Locate every line in the records below that contains the word "Tailwind", and copy each one.

=== Supplied records ===

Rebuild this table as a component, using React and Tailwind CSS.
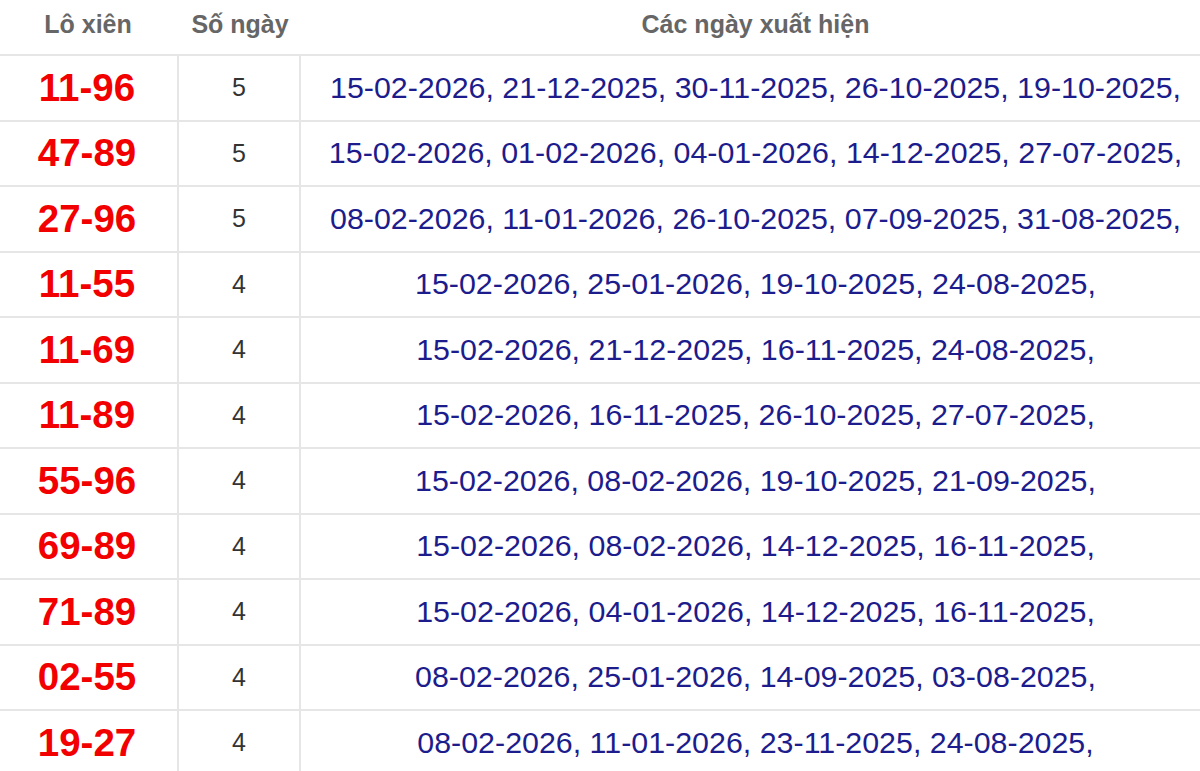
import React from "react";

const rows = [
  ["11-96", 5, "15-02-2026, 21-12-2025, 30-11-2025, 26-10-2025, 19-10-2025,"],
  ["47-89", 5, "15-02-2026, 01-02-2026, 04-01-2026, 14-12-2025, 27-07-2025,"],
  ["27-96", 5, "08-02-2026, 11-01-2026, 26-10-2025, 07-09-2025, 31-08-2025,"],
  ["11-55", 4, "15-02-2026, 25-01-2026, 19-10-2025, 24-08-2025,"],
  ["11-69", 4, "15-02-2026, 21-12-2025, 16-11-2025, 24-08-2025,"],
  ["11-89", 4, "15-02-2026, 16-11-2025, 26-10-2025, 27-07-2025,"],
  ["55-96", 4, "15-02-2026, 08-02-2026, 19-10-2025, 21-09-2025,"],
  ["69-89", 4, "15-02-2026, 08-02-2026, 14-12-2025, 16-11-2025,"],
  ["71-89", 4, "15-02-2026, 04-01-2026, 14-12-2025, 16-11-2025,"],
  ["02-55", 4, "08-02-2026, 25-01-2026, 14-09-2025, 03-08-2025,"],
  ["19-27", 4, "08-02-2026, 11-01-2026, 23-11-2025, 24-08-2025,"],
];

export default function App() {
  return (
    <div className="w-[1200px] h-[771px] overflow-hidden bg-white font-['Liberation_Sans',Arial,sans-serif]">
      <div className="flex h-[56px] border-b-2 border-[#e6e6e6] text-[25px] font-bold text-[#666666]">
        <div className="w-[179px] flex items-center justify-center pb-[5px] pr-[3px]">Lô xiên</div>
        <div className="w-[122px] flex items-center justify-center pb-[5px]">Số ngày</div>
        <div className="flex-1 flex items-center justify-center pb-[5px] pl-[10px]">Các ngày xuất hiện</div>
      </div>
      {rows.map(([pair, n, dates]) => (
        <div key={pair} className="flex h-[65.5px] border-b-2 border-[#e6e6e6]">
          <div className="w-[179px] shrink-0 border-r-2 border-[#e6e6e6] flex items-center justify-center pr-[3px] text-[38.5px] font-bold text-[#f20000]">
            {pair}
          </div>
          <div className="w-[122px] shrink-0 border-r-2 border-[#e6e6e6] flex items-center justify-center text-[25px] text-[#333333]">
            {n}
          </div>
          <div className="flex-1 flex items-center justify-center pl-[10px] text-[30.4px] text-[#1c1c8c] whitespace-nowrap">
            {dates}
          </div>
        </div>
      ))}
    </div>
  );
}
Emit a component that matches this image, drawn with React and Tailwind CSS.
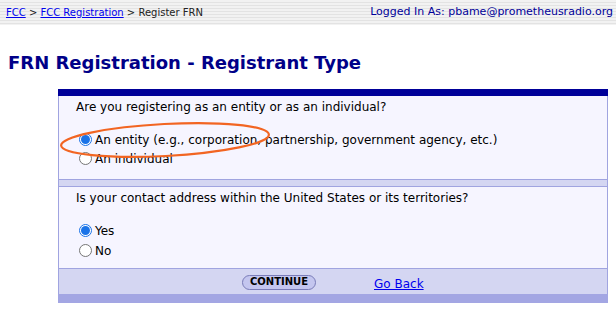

===

*Written reply*:
Rebuild this table as a component, using React and Tailwind CSS.
Emit a component that matches this image, drawn with React and Tailwind CSS.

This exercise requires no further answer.